On the other hand, attempting to coexist with a nuclear-armed Iran under its current government in the hope that it will pursue moderate policies would entail great risks. Having a nuclear deterrent against the United States might reassure Tehran's leaders about their security and make them more willing to introduce additional domestic reforms and improve ties with Washington. More likely, the regime would seek to hide behind its nuclear shield while it continued to support terrorism and pursue other anti-American policies.

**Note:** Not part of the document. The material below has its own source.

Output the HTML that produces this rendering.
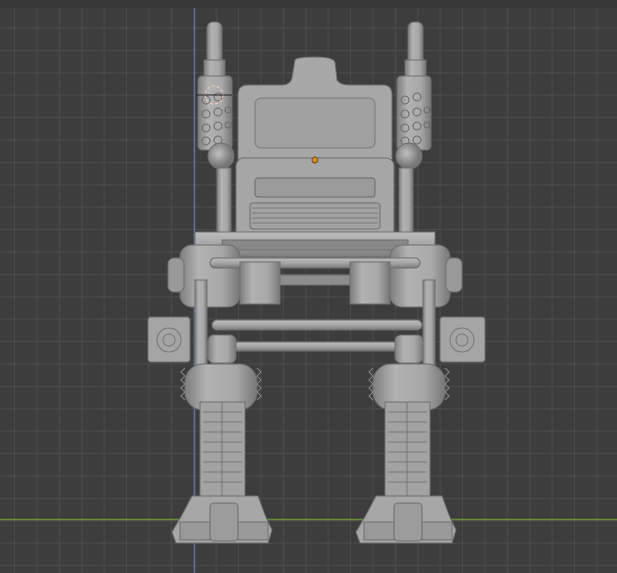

Given the problems with both coexistence and combat, the best approach until a major transformation occurs either within Iran itself or with its external environment is to employ multilateral policies like those advocated in the book's conclusion to change its behavior. Such a strategy would be more effective, however, if it explicitly ranked the various threats Tehran presents to the United States and allocated resources accordingly. The recommendations also would be even stronger if they more clearly differentiated between policies the United States should pursue now to help shape the international environment and hedging strategies Washington should adopt only if these shaping strategies fail. For example, although the author explains why an Osiraq-like military strike against Iran's nuclear facilities likely would entail more costs than benefits, the text does not specify how the United States should respond if timely regime change does not occur and the current Iranian government actually deploys an operational nuclear arsenal. Mr. Berman points out that Iran's acquisition of nuclear weapons could embolden Tehran's anti-American ism and lead Saudi Arabia, Turkey, Egypt and other countries to seek their own nuclear arsenals. U.S. policymakers need to begin crafting detailed plans to hedge against such adverse developments long before they occur.

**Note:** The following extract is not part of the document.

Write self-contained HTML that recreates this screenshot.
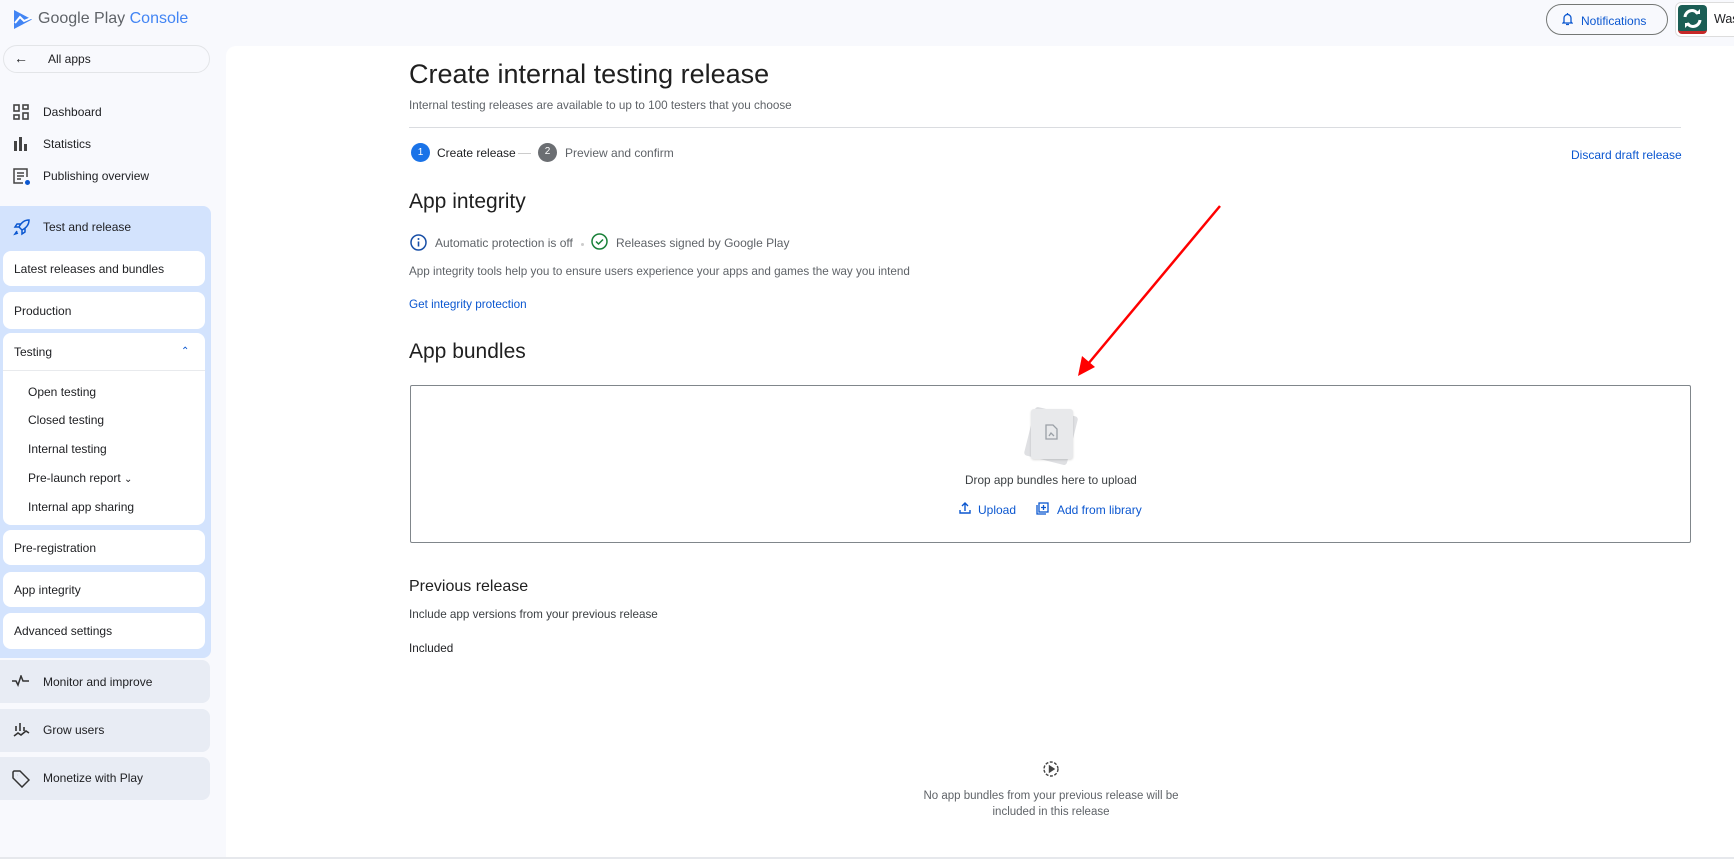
<!DOCTYPE html>
<html><head><meta charset="utf-8"><style>
*{box-sizing:border-box;margin:0;padding:0}
body{width:1734px;height:859px;overflow:hidden;background:#f8f9fd;font-family:"Liberation Sans",sans-serif;color:#202124;position:relative;font-size:12px}
.a{position:absolute;white-space:nowrap}
.blue{color:#0b57d0}
.side{font-size:12px;color:#202124}
.card{position:absolute;left:3px;width:202px;background:#fff;border-radius:8px}
.grp{position:absolute;left:0;width:210px;background:#e8ecf4;border-radius:0 8px 8px 0}
svg{position:absolute}
</style></head><body>
<svg style="left:13px;top:9px" width="20" height="21" viewBox="0 0 20 21"><path d="M1 1 L19 10.5 L1 20 Z" fill="#4285f4"/><path d="M2 14 L7 8 L11 12 L18 9" stroke="#fff" stroke-width="2" fill="none"/></svg>
<div class="a" style="left:38px;top:10px;font-size:16px;color:#5f6368">Google Play <span style="color:#4285f4">Console</span></div>
<div class="a" style="left:1546px;top:4px;width:122px;height:31px;border:1px solid #747775;border-radius:16px;font-size:12px;color:#0b57d0;padding:9px 0 0 34px">Notifications</div>
<svg style="left:1562px;top:12px" width="11" height="14" viewBox="0 0 11 14"><path d="M5.5 1v1M2 10V6a3.5 3.5 0 0 1 7 0v4l1 1H1zM4 12.5h3" stroke="#0b57d0" stroke-width="1.3" fill="none"/></svg>
<div class="a" style="left:1675px;top:2px;width:70px;height:35px;border:1px solid #ddd;border-radius:6px;background:#fff"></div>
<div class="a" style="left:1678px;top:5px;width:29px;height:29px;background:#1b5e55;border-radius:4px;border-bottom:3px solid #c62828"></div>
<svg style="left:1681px;top:8px" width="23" height="21" viewBox="0 0 23 21"><path d="M4 9a7 7 0 0 1 13-3M19 12a7 7 0 0 1-13 3" stroke="#fff" stroke-width="3" fill="none"/><path d="M14 6h5V1M9 15H4v5" fill="#fff"/></svg>
<div class="a" style="left:1714px;top:12px;font-size:12.5px">Was</div>

<div class="a" style="left:3px;top:45px;width:207px;height:28px;border:1px solid #e3e5e8;border-radius:14px;background:#f8f9fd"></div>
<div class="a side" style="left:14px;top:50px;font-size:14px">←</div>
<div class="a side" style="left:48px;top:52px">All apps</div>
<svg style="left:13px;top:104px" width="16" height="16" viewBox="0 0 16 16" fill="none" stroke="#444" stroke-width="1.6"><rect x="1" y="1" width="5" height="6"/><rect x="10" y="1" width="5" height="4"/><rect x="1" y="11" width="5" height="4"/><rect x="10" y="9" width="5" height="6"/></svg>
<div class="a side" style="left:43px;top:105px">Dashboard</div>
<svg style="left:14px;top:137px" width="15" height="14" viewBox="0 0 15 14" fill="#444"><rect x="0" y="4" width="3" height="10"/><rect x="5" y="0" width="3" height="14"/><rect x="10" y="7" width="3" height="7"/></svg>
<div class="a side" style="left:43px;top:137px">Statistics</div>
<svg style="left:13px;top:168px" width="18" height="18" viewBox="0 0 18 18" fill="none" stroke="#444" stroke-width="1.5"><path d="M10 15H1V1h13v8M4 5h7M4 8h7M4 11h4"/><circle cx="14.5" cy="14.5" r="2.5" fill="#0b57d0" stroke="none"/></svg>
<div class="a side" style="left:43px;top:169px">Publishing overview</div>

<div class="a" style="left:0;top:206px;width:211px;height:452px;background:#d3e3fd;border-radius:0 8px 8px 0"></div>
<svg style="left:13px;top:219px" width="17" height="17" viewBox="0 0 17 17" fill="none" stroke="#0b57d0" stroke-width="1.5"><path d="M16 1c-5 0-8 3-10 7l3 3c4-2 7-5 7-10zM6 8H2l2-3h4M9 11v4l3-2V9M4 12l-2 3 3-1"/></svg>
<div class="a side blue" style="left:43px;top:220px">Test and release</div>
<div class="card" style="top:251px;height:35px"></div><div class="a side" style="left:14px;top:262px">Latest releases and bundles</div>
<div class="card" style="top:292px;height:37px"></div><div class="a side" style="left:14px;top:304px">Production</div>
<div class="card" style="top:333px;height:192px"></div>
<div class="a" style="left:3px;top:370px;width:202px;height:1px;background:#e8eaed"></div>
<div class="a side blue" style="left:14px;top:345px">Testing</div>
<div class="a blue" style="left:181px;top:346px;font-size:10px">&#8963;</div>
<div class="a side" style="left:28px;top:385px">Open testing</div>
<div class="a side" style="left:28px;top:413px">Closed testing</div>
<div class="a side blue" style="left:28px;top:442px">Internal testing</div>
<div class="a side" style="left:28px;top:471px">Pre-launch report <span style="font-size:10px">&#8964;</span></div>
<div class="a side" style="left:28px;top:500px">Internal app sharing</div>
<div class="card" style="top:530px;height:35px"></div><div class="a side" style="left:14px;top:541px">Pre-registration</div>
<div class="card" style="top:572px;height:35px"></div><div class="a side" style="left:14px;top:583px">App integrity</div>
<div class="card" style="top:613px;height:36px"></div><div class="a side" style="left:14px;top:624px">Advanced settings</div>

<div class="grp" style="top:660px;height:43px"></div>
<svg style="left:12px;top:675px" width="18" height="12" viewBox="0 0 18 12" fill="none" stroke="#333" stroke-width="1.5"><path d="M0 6h4l2 4 3-9 2 5h6"/></svg>
<div class="a side" style="left:43px;top:675px">Monitor and improve</div>
<div class="grp" style="top:709px;height:43px"></div>
<svg style="left:13px;top:722px" width="17" height="16" viewBox="0 0 17 16" fill="none" stroke="#333" stroke-width="1.6"><path d="M3 9V4M7 9V1M11 9V5M1 14l4-3 3 2 5-4 3 2"/></svg>
<div class="a side" style="left:43px;top:723px">Grow users</div>
<div class="grp" style="top:757px;height:43px"></div>
<svg style="left:12px;top:770px" width="18" height="18" viewBox="0 0 18 18" fill="none" stroke="#333" stroke-width="1.5"><path d="M1 2v6l9 9 7-7-9-9H2zM5 5h.1"/></svg>
<div class="a side" style="left:43px;top:771px">Monetize with Play</div>

<div class="a" style="left:226px;top:46px;width:1508px;height:811px;background:#fff;border-radius:10px 0 0 0"></div>
<div class="a" style="left:0;top:857px;width:1734px;height:2px;background:#e6e8ec"></div>

<div class="a" style="left:409px;top:59px;font-size:27px;color:#1f1f1f">Create internal testing release</div>
<div class="a" style="left:409px;top:99px;font-size:11.7px;color:#5f6368">Internal testing releases are available to up to 100 testers that you choose</div>
<div class="a" style="left:409px;top:127px;width:1272px;height:1px;background:#dadce0"></div>
<div class="a" style="left:411px;top:143px;width:19px;height:19px;border-radius:50%;background:#1a73e8;color:#fff;font-size:10px;text-align:center;line-height:19px">1</div>
<div class="a" style="left:437px;top:146px;font-size:12px">Create release</div>
<div class="a" style="left:518px;top:153px;width:13px;height:1px;background:#ccc"></div>
<div class="a" style="left:538px;top:143px;width:19px;height:19px;border-radius:50%;background:#6b6e72;color:#fff;font-size:10px;text-align:center;line-height:18px">2</div>
<div class="a" style="left:565px;top:146px;font-size:12px;color:#5f6368">Preview and confirm</div>
<div class="a blue" style="left:1571px;top:148px;font-size:12px">Discard draft release</div>

<div class="a" style="left:409px;top:190px;font-size:21px;color:#1f1f1f">App integrity</div>
<svg style="left:410px;top:234px" width="17" height="17" viewBox="0 0 17 17"><circle cx="8.5" cy="8.5" r="7.5" fill="none" stroke="#174ea6" stroke-width="1.5"/><path d="M8.5 7.5v5" stroke="#174ea6" stroke-width="1.6"/><circle cx="8.5" cy="5" r="1" fill="#174ea6"/></svg>
<div class="a" style="left:435px;top:236px;font-size:12px;color:#5f6368">Automatic protection is off</div>
<div class="a" style="left:581px;top:243px;width:3px;height:3px;border-radius:50%;background:#ccc"></div>
<svg style="left:591px;top:233px" width="17" height="17" viewBox="0 0 17 17" fill="none" stroke="#188038" stroke-width="1.5"><circle cx="8.5" cy="8.5" r="7.5"/><path d="M5 8.5l2.5 2.5 4.5-4.5"/></svg>
<div class="a" style="left:616px;top:236px;font-size:12px;color:#5f6368">Releases signed by Google Play</div>
<div class="a" style="left:409px;top:265px;font-size:11.7px;color:#5f6368">App integrity tools help you to ensure users experience your apps and games the way you intend</div>
<div class="a blue" style="left:409px;top:298px;font-size:11.7px">Get integrity protection</div>

<div class="a" style="left:409px;top:340px;font-size:21px;color:#1f1f1f">App bundles</div>
<div class="a" style="left:410px;top:385px;width:1281px;height:158px;border:1px solid #80868b;border-radius:2px"></div>
<div class="a" style="left:1029px;top:411px;width:44px;height:50px;background:#dfe0e3;border-radius:3px;transform:rotate(14deg)"></div>
<div class="a" style="left:1031px;top:409px;width:42px;height:50px;background:#e8e9eb;border-radius:3px;box-shadow:0 1px 2px rgba(0,0,0,.15)"></div>
<svg style="left:1045px;top:424px" width="13" height="16" viewBox="0 0 13 16" fill="none" stroke="#9aa0a6" stroke-width="1.3"><path d="M1 1h7l4 4v10H1zM4 12l2-3 3 3"/></svg>
<div class="a" style="left:965px;top:473px;font-size:11.8px;color:#3c4043">Drop app bundles here to upload</div>
<svg style="left:959px;top:502px" width="12" height="12" viewBox="0 0 12 12" fill="none" stroke="#0b57d0" stroke-width="1.4"><path d="M6 9V1M3 4l3-3 3 3M1 8v3h10V8"/></svg>
<div class="a blue" style="left:978px;top:503px;font-size:12px">Upload</div>
<svg style="left:1036px;top:502px" width="13" height="13" viewBox="0 0 13 13" fill="none" stroke="#0b57d0" stroke-width="1.3"><rect x="3" y="1" width="9" height="9"/><path d="M1 3v9h9M7.5 3v5M5 5.5h5"/></svg>
<div class="a blue" style="left:1057px;top:503px;font-size:12px">Add from library</div>

<svg style="left:1070px;top:200px" width="160" height="185" viewBox="0 0 160 185"><path d="M150 6 L13 170" stroke="#f00" stroke-width="2.5"/><path d="M8 176 L12 156 L25 167 Z" fill="#f00"/></svg>

<div class="a" style="left:409px;top:578px;font-size:16px;color:#1f1f1f">Previous release</div>
<div class="a" style="left:409px;top:608px;font-size:11.7px;color:#3c4043">Include app versions from your previous release</div>
<div class="a" style="left:409px;top:642px;font-size:11.7px;color:#202124">Included</div>
<svg style="left:1043px;top:761px" width="16" height="16" viewBox="0 0 16 16" fill="none" stroke="#444" stroke-width="1.4"><circle cx="8" cy="8" r="7" stroke-dasharray="3 1.5"/><path d="M6.5 5v6l4.5-3z" fill="#444"/></svg>
<div class="a" style="left:851px;top:788px;width:400px;text-align:center;font-size:11.5px;color:#5f6368;line-height:16px;white-space:normal">No app bundles from your previous release will be<br>included in this release</div>
</body></html>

Since Iran's acquisition of nuclear weapons poses the greatest danger, Mr. Berman's stress on reinvigorating U.S. public diplomacy to empower the government's nonviolent opponents appears misplaced. First, the Iranian people already evince widespread antipathy toward the current regime, with little apparent effect. The recent election of Tehran's mayor, Mahmoud Ahmadinejad, as the next president, like the triumph of the conservatives in the voting for parliament last year, highlights the futility of relying on the ballot to promote substantial political change. Second, the absence of a charismatic leader capable of uniting the opposition will impede its influence and contributes to widespread popular apathy about political affairs. Third, the substantial domestic support for pursuing the nuclear option means that any successor regime probably would continue to develop a civilian nuclear power industry, with its inherent military potential, even if it curtailed support for terrorism. Although regime change will hopefully occur at some point, for the time being the strongest forces that could avert a nuclear-armed Iran emanate from outside the country--especially from Russia, China and Europe. Working with (and on) these governments therefore should absorb the bulk of American policymakers' attention.